We can see, that the C-implemented versions are clear better (no big surprise). I am pretty sure, that rl_json performs similar. All of these have some advantages:

  • tdom is still very fast and established, it keeps the type information internally to achieve the appropriate JSON quoting.
  • tjson has in some areas advantages
  • bson has support for binary datatypes, but this is not important, when interfacing with PostgreSQL and Oracle). The triple notation makes it ease to provide types for the values on the Tcl level.
For OpenACS it is preferable to provide a common API to these backend packages, without losing much performance.

all the best
-gn

package require json
set jsonfile /usr/local/src/tjson/spec3.json ; set count 10
set fp [open $jsonfile r]; set JSON [read $fp]; close $fp
lappend results [list tdom-parse [time {dom parse -json $JSON test} $count]]]
lappend results [list tjson-parse [time {::tjson::parse $JSON} $count]]
lappend results [list bson-triple [time {::mongo::json::parse $JSON} $count]]
lappend results [list json-typed [time {set typed_spec [::tjson::json_to_typed $JSON]} $count]]
lappend results [list tjson-triple [time {set typed_spec [::tjson::json_to_typed $JSON]; ::tjson::typed_to_custom $typed_spec} $count]]
lappend results [list json2dict [time {::json::json2dict $JSON} $count]]

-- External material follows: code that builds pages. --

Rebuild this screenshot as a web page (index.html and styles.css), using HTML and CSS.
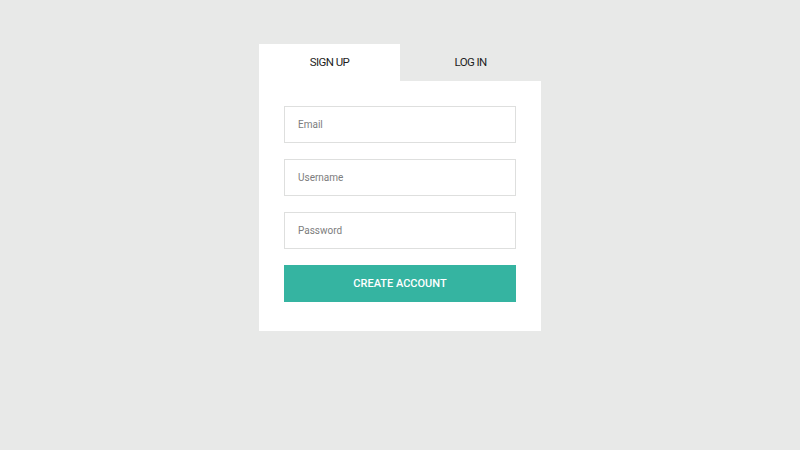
FILE: index.html
```html
<!DOCTYPE html>
<html lang="en">
<head>
    <meta charset="UTF-8">
    <meta name="viewport" content="width=device-width, initial-scale=1.0">
    <title>Sign Up</title>
    <link rel="stylesheet" href="styles.css">
</head>
<body>
    <div class="form-wrap">
        <div class="tabs">
            <div class="tab active">Sign Up</div>
            <div class="tab">Log In</div>
        </div>
        <div class="form-body">
            <input type="email" class="field" placeholder="Email">
            <input type="text" class="field" placeholder="Username">
            <input type="password" class="field" placeholder="Password">
            <button class="btn">Create Account</button>
        </div>
    </div>
</body>
</html>
```

FILE: styles.css
```css
body {
    font-family: 'Roboto', 'Liberation Sans', sans-serif;
    background-color: #e8e9e8;
    margin: 0;
    padding: 44px 0 0;
}
.form-wrap {
    width: 282px;
    margin: 0 auto;
}
.tabs {
    display: flex;
}
.tab {
    flex: 1;
    height: 37px;
    line-height: 37px;
    text-align: center;
    font-size: 11.5px;
    letter-spacing: -0.6px;
    text-transform: uppercase;
    color: #1e1e1e;
}
.tab.active {
    background-color: #fff;
}
.form-body {
    background-color: #fff;
    padding: 25px 25px 29px;
    display: flex;
    flex-direction: column;
    gap: 16px;
}
.field {
    box-sizing: border-box;
    height: 37px;
    width: 100%;
    margin: 0;
    border: 1px solid #dedfde;
    padding: 0 13px;
    font-family: inherit;
    font-size: 10px;
    color: #555;
    outline: none;
}
.field::placeholder {
    color: #7d7d7d;
}
.btn {
    height: 37px;
    border: none;
    background-color: #35b4a1;
    color: #fff;
    font-family: inherit;
    font-size: 11px;
    font-weight: 500;
    text-transform: uppercase;
    cursor: pointer;
}
```
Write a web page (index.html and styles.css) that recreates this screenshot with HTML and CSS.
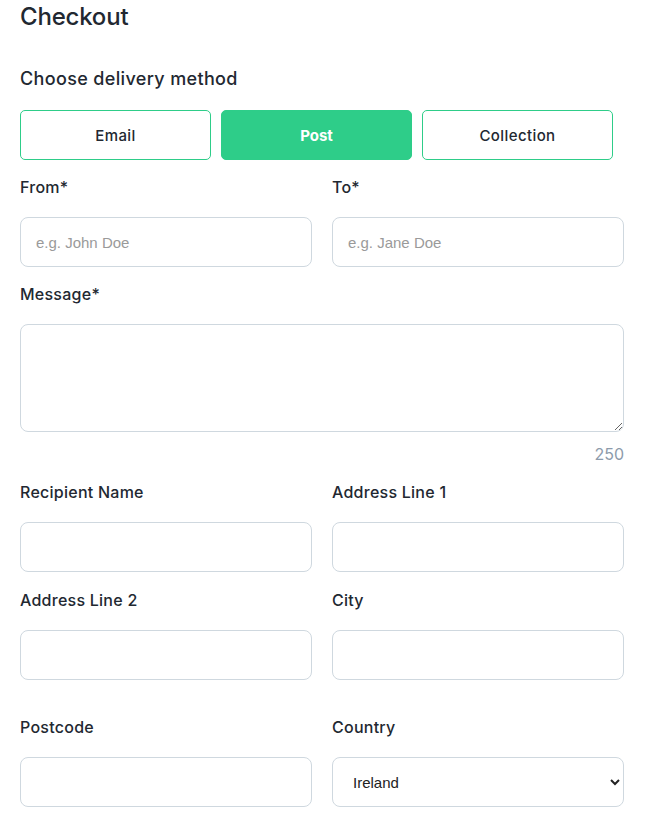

set T [dom parse -json $JSON test]
lappend results [list tdom-generate [time {$T asJSON} $count]]]

set TJ [::tjson::parse $JSON]
lappend results [list tjson-generate [time {::tjson::to_json $TJ} $count]]

set TRIPLE [::mongo::json::parse $JSON]
lappend results [list bson-generate [time {::mongo::json::generate $TRIPLE} $count]]

Collapse
19: Re: From database to JSON (response to 1)
Posted by Neophytos Demetriou on
Hi Gustaf,

Thanks for the thorough review. Just a minor correction: tjson parse had no trace var when you run the test. I added it this morning and tested both (tdom and tjson) again and they are equivalent.

@Brian, I added Windows support to tjson but I only tested it with TCL. I will check NaviServer next weekend.